A este propósito, a Autoridade Tributária e Aduaneira (AT) emitiu um ofício circulado no qual conclui que é aceitável, para efeitos fiscais, que o registo contabilístico seja efetuado, pelo menos, no final de cada mês.
O Código do IRC estabelece, ainda, que não são permitidos atrasos na execução da contabilidade superiores a 90 dias, contados do último dia do mês a que as operações respeitam. De salientar que, de acordo com a estrutura atualmente prevista para a submissão do ficheiro SAF-T (PT) da Contabilidade, é possível verificar, “a posteriori”, se os registos contabilísticos estão a ser realizados nas condições e prazos respetivos.
No que respeita à contagem física, importa relembrar que as entidades que disponham de contabilidade organizada e estejam obrigadas à elaboração de inventário, devem comunicar à AT por transmissão eletrónica de dados, até ao dia 31 de janeiro, o inventário respeitante ao último dia do exercício anterior.

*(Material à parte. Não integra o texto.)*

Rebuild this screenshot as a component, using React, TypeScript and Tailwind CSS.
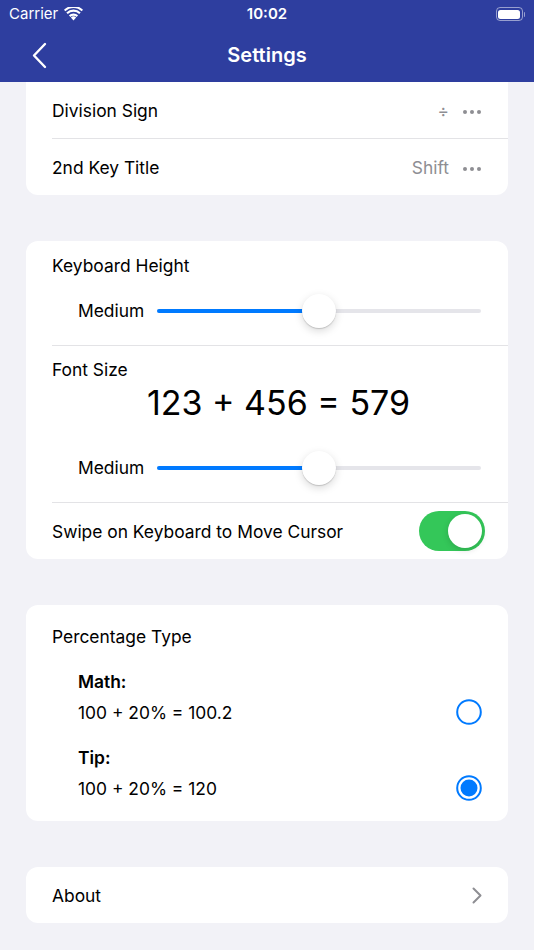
import React from "react";

const font = { fontFamily: "Inter, 'Noto Sans', sans-serif" };

function Slider({ value }: { value: number }) {
  return (
    <div className="relative h-[34px] flex-1 flex items-center">
      <div className="h-[4px] w-full rounded-full bg-[#e5e5ea]" />
      <div
        className="absolute left-0 h-[4px] rounded-full bg-[#007aff]"
        style={{ width: `${value * 100}%` }}
      />
      <div
        className="absolute h-[34px] w-[34px] -translate-x-1/2 rounded-full bg-white shadow-[0_3px_8px_rgba(0,0,0,0.15),0_1px_1px_rgba(0,0,0,0.16)]"
        style={{ left: `${value * 100}%` }}
      />
    </div>
  );
}

function Dots() {
  return (
    <div className="flex items-center gap-[3px]">
      <span className="h-[4px] w-[4px] rounded-full bg-[#8e8e93]" />
      <span className="h-[4px] w-[4px] rounded-full bg-[#8e8e93]" />
      <span className="h-[4px] w-[4px] rounded-full bg-[#8e8e93]" />
    </div>
  );
}

function Radio({ checked }: { checked: boolean }) {
  return (
    <svg width="26" height="26" viewBox="0 0 26 26">
      <circle cx="13" cy="13" r="11.8" fill="none" stroke="#007aff" strokeWidth="2" />
      {checked && <circle cx="13" cy="13" r="8.5" fill="#007aff" />}
    </svg>
  );
}

export default function App() {
  return (
    <div className="flex h-[950px] w-[534px] flex-col bg-[#f2f2f7] text-black" style={font}>
      {/* status + navigation bar */}
      <div className="bg-[#2e3e9f] text-white">
        <div className="relative flex h-[28px] items-center px-[9px]">
          <div className="flex items-center gap-[6px] text-[15px]">
            <span>Carrier</span>
            <svg width="19" height="14" viewBox="0 0 19 14">
              <path d="M9.5 13.5l-2.6-3a3.8 3.8 0 0 1 5.2 0z" fill="white" />
              <path d="M4.9 8.3a6.6 6.6 0 0 1 9.2 0l-1.5 1.7a4.4 4.4 0 0 0-6.2 0z" fill="white" />
              <path d="M2.3 5.4a10.3 10.3 0 0 1 14.4 0l-1.5 1.7a8 8 0 0 0-11.4 0z" fill="white" />
              <path d="M0 2.7a13.7 13.7 0 0 1 19 0l-1.3 1.6a11.6 11.6 0 0 0-16.4 0z" fill="white" />
            </svg>
          </div>
          <div className="absolute left-1/2 -translate-x-1/2 text-[15px] font-semibold">10:02</div>
          <div className="ml-auto flex items-center">
            <div className="flex h-[14px] w-[27px] items-center rounded-[4px] border border-white/50 p-[1.5px]">
              <div className="h-full w-full rounded-[2.5px] bg-white" />
            </div>
            <div className="ml-[1px] h-[5px] w-[1.5px] rounded-r bg-white/50" />
          </div>
        </div>
        <div className="relative flex h-[54px] items-center justify-center">
          <svg className="absolute left-[31px]" width="16" height="27" viewBox="0 0 16 27">
            <path d="M14 2L3 13.5 14 25" fill="none" stroke="white" strokeWidth="2.4" strokeLinecap="round" strokeLinejoin="round" />
          </svg>
          <span className="text-[20px] font-semibold">Settings</span>
        </div>
      </div>

      <div className="flex flex-col px-[26px] text-[17.4px]">
        {/* keyboard keys */}
        <div className="rounded-b-[12px] bg-white">
          <div className="flex h-[56px] items-center pl-[26px] pr-[27px] pt-[3px]">
            <span>Division Sign</span>
            <span className="ml-auto mr-[14px] text-[#8e8e93]">÷</span>
            <Dots />
          </div>
          <div className="ml-[26px] h-px bg-[#e3e3e6]" />
          <div className="flex h-[56px] items-center pl-[26px] pr-[27px] pt-[3px]">
            <span>2nd Key Title</span>
            <span className="ml-auto mr-[14px] text-[#8e8e93]">Shift</span>
            <Dots />
          </div>
        </div>

        {/* keyboard appearance */}
        <div className="mt-[46px] rounded-[12px] bg-white">
          <div className="flex h-[104px] flex-col pl-[26px] pr-[27px]">
            <div className="pt-[14px] leading-[22px]">Keyboard Height</div>
            <div className="mt-[17px] flex items-center pl-[26px]">
              <span className="mr-[13px]">Medium</span>
              <Slider value={0.5} />
            </div>
          </div>
          <div className="ml-[26px] h-px bg-[#e3e3e6]" />
          <div className="flex h-[156px] flex-col pl-[26px] pr-[27px]">
            <div className="pt-[13px] leading-[22px]">Font Size</div>
            <div className="mt-[1px] pl-[24px] text-center text-[34px] leading-[42px]">123 + 456 = 579</div>
            <div className="mt-[27px] flex items-center pl-[26px]">
              <span className="mr-[13px]">Medium</span>
              <Slider value={0.5} />
            </div>
          </div>
          <div className="ml-[26px] h-px bg-[#e3e3e6]" />
          <div className="flex h-[56px] items-center pl-[26px] pr-[23px]">
            <span className="pt-[2px]">Swipe on Keyboard to Move Cursor</span>
            <div className="ml-auto flex h-[40px] w-[66px] items-center justify-end rounded-full bg-[#34c759] p-[3px]">
              <div className="h-[34px] w-[34px] rounded-full bg-white shadow-[0_2px_6px_rgba(0,0,0,0.15)]" />
            </div>
          </div>
        </div>

        {/* percentage */}
        <div className="mt-[46px] flex h-[216px] flex-col rounded-[12px] bg-white pl-[26px] pr-[26px]">
          <div className="pt-[21px] leading-[22px]">Percentage Type</div>
          <div className="mt-[23px] pl-[26px] font-semibold leading-[22px]">Math:</div>
          <div className="mt-[5px] flex items-center pl-[26px] leading-[26px]">
            <span className="pt-[2px]">100 + 20% = 100.2</span>
            <span className="ml-auto">
              <Radio checked={false} />
            </span>
          </div>
          <div className="mt-[21px] pl-[26px] font-semibold leading-[22px]">Tip:</div>
          <div className="mt-[5px] flex items-center pl-[26px] leading-[26px]">
            <span className="pt-[2px]">100 + 20% = 120</span>
            <span className="ml-auto">
              <Radio checked={true} />
            </span>
          </div>
        </div>

        {/* about */}
        <div className="mt-[46px] flex h-[56px] items-center rounded-[12px] bg-white pl-[26px] pr-[26px]">
          <span className="pt-[3px]">About</span>
          <svg className="ml-auto" width="10" height="17" viewBox="0 0 10 17">
            <path d="M1.5 1.5L8.5 8.5 1.5 15.5" fill="none" stroke="#8e8e93" strokeWidth="2" strokeLinecap="round" strokeLinejoin="round" />
          </svg>
        </div>
      </div>
    </div>
  );
}
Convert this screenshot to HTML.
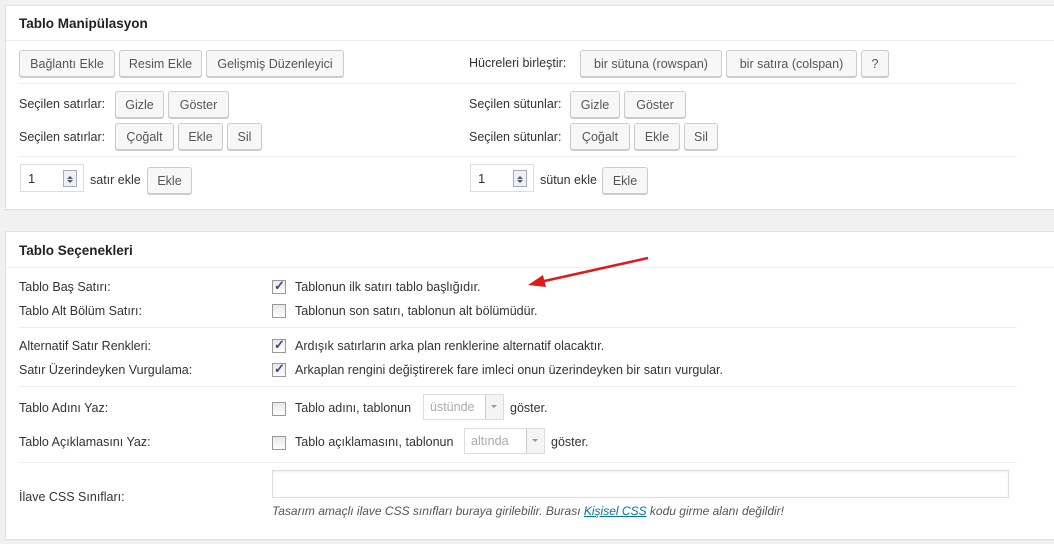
<!DOCTYPE html>
<html><head><meta charset="utf-8"><style>
*{box-sizing:border-box;margin:0;padding:0}
body{width:1054px;height:544px;background:#f1f1f1;font-family:"Liberation Sans",sans-serif;font-size:12.5px;color:#333;position:relative;overflow:hidden}
.p{position:absolute;background:#fff;border:1px solid #e3e3e3;box-shadow:0 1px 1px rgba(0,0,0,.04)}
.a{position:absolute;white-space:nowrap}
.h{font-weight:bold;font-size:13.5px;color:#222}
.hr{position:absolute;height:1px;background:#eee}
.b{position:absolute;height:27px;border:1px solid #ccc;background:#f7f7f7;border-radius:3px;box-shadow:0 1px 0 #ccc;text-align:center;line-height:27px;color:#555;font-size:12.5px;white-space:nowrap}
.cb{position:absolute;width:14px;height:14px;border:1px solid #999;background:linear-gradient(#e8e8e8,#fff);}
.cb.on::after{content:"✓";position:absolute;left:1px;top:-3px;font-size:13px;font-weight:bold;color:#3a4a8a;}
.num{position:absolute;width:64px;height:28px;border:1px solid #ddd;background:#fff;padding:6px 0 0 7px;font-size:13px}
.num i{position:absolute;right:6px;top:5px;width:14px;height:17px;border:1px solid #aab;background:#eef0f8;}
.num i::before{content:"";position:absolute;left:3px;top:2px;border:3px solid transparent;border-bottom-color:#556}
.num i::after{content:"";position:absolute;left:3px;top:9px;border:3px solid transparent;border-top-color:#556}
.sel{position:absolute;height:26px;border:1px solid #ddd;background:#fff;color:#aaa;padding:5px 0 0 6px}
.sel i{position:absolute;right:0;top:0;width:18px;height:24px;border-left:1px solid #ccc;background:#f4f4f4}
.sel i::after{content:"";position:absolute;left:5px;top:10px;border:3px solid transparent;border-top-color:#999}
</style></head><body>
<div class="p" style="left:5px;top:5px;width:1060px;height:205px"></div>
<div class="a h" style="left:19px;top:16px">Tablo Manipülasyon</div>
<div class="hr" style="left:6px;top:40px;width:1048px"></div>
<div class="b" style="left:19px;top:50px;width:96px">Bağlantı Ekle</div>
<div class="b" style="left:119px;top:50px;width:83px">Resim Ekle</div>
<div class="b" style="left:206px;top:50px;width:138px">Gelişmiş Düzenleyici</div>
<div class="a" style="left:469px;top:56px">Hücreleri birleştir:</div>
<div class="b" style="left:580px;top:50px;width:142px">bir sütuna (rowspan)</div>
<div class="b" style="left:726px;top:50px;width:131px">bir satıra (colspan)</div>
<div class="b" style="left:861px;top:50px;width:28px">?</div>
<div class="hr" style="left:19px;top:83px;width:998px"></div>
<div class="a" style="left:19px;top:97px">Seçilen satırlar:</div>
<div class="b" style="left:115px;top:91px;width:49px">Gizle</div>
<div class="b" style="left:168px;top:91px;width:61px">Göster</div>
<div class="a" style="left:19px;top:130px">Seçilen satırlar:</div>
<div class="b" style="left:115px;top:123px;width:59px">Çoğalt</div>
<div class="b" style="left:178px;top:123px;width:45px">Ekle</div>
<div class="b" style="left:227px;top:123px;width:35px">Sil</div>
<div class="a" style="left:469px;top:97px">Seçilen sütunlar:</div>
<div class="b" style="left:570px;top:91px;width:50px">Gizle</div>
<div class="b" style="left:624px;top:91px;width:62px">Göster</div>
<div class="a" style="left:469px;top:130px">Seçilen sütunlar:</div>
<div class="b" style="left:570px;top:123px;width:60px">Çoğalt</div>
<div class="b" style="left:634px;top:123px;width:46px">Ekle</div>
<div class="b" style="left:684px;top:123px;width:34px">Sil</div>
<div class="hr" style="left:19px;top:156px;width:998px"></div>
<div class="num" style="left:20px;top:164px">1<i></i></div>
<div class="a" style="left:90px;top:173px">satır ekle</div>
<div class="b" style="left:147px;top:167px;width:45px">Ekle</div>
<div class="num" style="left:470px;top:164px">1<i></i></div>
<div class="a" style="left:540px;top:173px">sütun ekle</div>
<div class="b" style="left:602px;top:167px;width:46px">Ekle</div>

<div class="p" style="left:5px;top:231px;width:1060px;height:309px"></div>
<div class="a h" style="left:19px;top:243px">Tablo Seçenekleri</div>
<div class="hr" style="left:6px;top:267px;width:1048px"></div>
<div class="a" style="left:19px;top:280px">Tablo Baş Satırı:</div>
<div class="cb on" style="left:272px;top:280px"></div>
<div class="a" style="left:295px;top:280px">Tablonun ilk satırı tablo başlığıdır.</div>
<div class="a" style="left:19px;top:304px">Tablo Alt Bölüm Satırı:</div>
<div class="cb" style="left:272px;top:304px"></div>
<div class="a" style="left:295px;top:304px">Tablonun son satırı, tablonun alt bölümüdür.</div>
<div class="hr" style="left:19px;top:327px;width:998px"></div>
<div class="a" style="left:19px;top:339px">Alternatif Satır Renkleri:</div>
<div class="cb on" style="left:272px;top:339px"></div>
<div class="a" style="left:295px;top:339px">Ardışık satırların arka plan renklerine alternatif olacaktır.</div>
<div class="a" style="left:19px;top:363px">Satır Üzerindeyken Vurgulama:</div>
<div class="cb on" style="left:272px;top:363px"></div>
<div class="a" style="left:295px;top:363px">Arkaplan rengini değiştirerek fare imleci onun üzerindeyken bir satırı vurgular.</div>
<div class="hr" style="left:19px;top:386px;width:998px"></div>
<div class="a" style="left:19px;top:401px">Tablo Adını Yaz:</div>
<div class="cb" style="left:272px;top:402px"></div>
<div class="a" style="left:295px;top:401px">Tablo adını, tablonun</div>
<div class="sel" style="left:423px;top:394px;width:81px">üstünde<i></i></div>
<div class="a" style="left:510px;top:401px">göster.</div>
<div class="a" style="left:19px;top:435px">Tablo Açıklamasını Yaz:</div>
<div class="cb" style="left:272px;top:436px"></div>
<div class="a" style="left:295px;top:435px">Tablo açıklamasını, tablonun</div>
<div class="sel" style="left:464px;top:428px;width:81px">altında<i></i></div>
<div class="a" style="left:551px;top:435px">göster.</div>
<div class="hr" style="left:19px;top:462px;width:998px"></div>
<div class="a" style="left:19px;top:490px">İlave CSS Sınıfları:</div>
<div style="position:absolute;left:272px;top:470px;width:737px;height:28px;border:1px solid #ddd;box-shadow:inset 0 1px 2px rgba(0,0,0,.07)"></div>
<div class="a" style="left:272px;top:504px;font-style:italic;color:#555;font-size:12px">Tasarım amaçlı ilave CSS sınıfları buraya girilebilir. Burası <span style="color:#0073aa;text-decoration:underline">Kişisel CSS</span> kodu girme alanı değildir!</div>
<svg style="position:absolute;left:0;top:0" width="1054" height="544"><line x1="648" y1="258" x2="540" y2="282" stroke="#e0191b" stroke-width="2.5"/><polygon points="528,285 543,275 546,287" fill="#e0191b"/></svg>
</body></html>
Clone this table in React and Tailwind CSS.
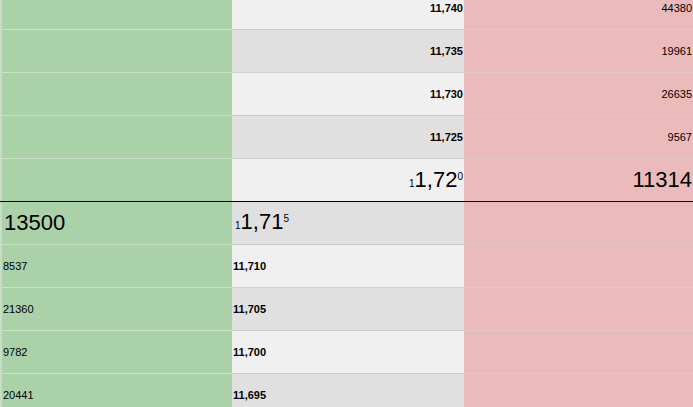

Por fim, em resultado da publicação do Orçamento do Estado para 2024, o Governo determinou a dispensa da obrigação de valorização dos inventários, aquando da sua comunicação, relativamente ao período de tributação de 2023, para todos os sujeitos passivos.
Adicionalmente, e no que se refere ao período de tributação de 2024, apenas os sujeitos passivos obrigados à utilização do sistema de inventário permanente estão incumbidos de tal comunicação.
Assim, a avaliação da adequação da legislação fiscal em relação aos procedimentos exigidos deve considerar a capacidade de as empresas cumprirem esses requisitos de forma eficiente e eficaz.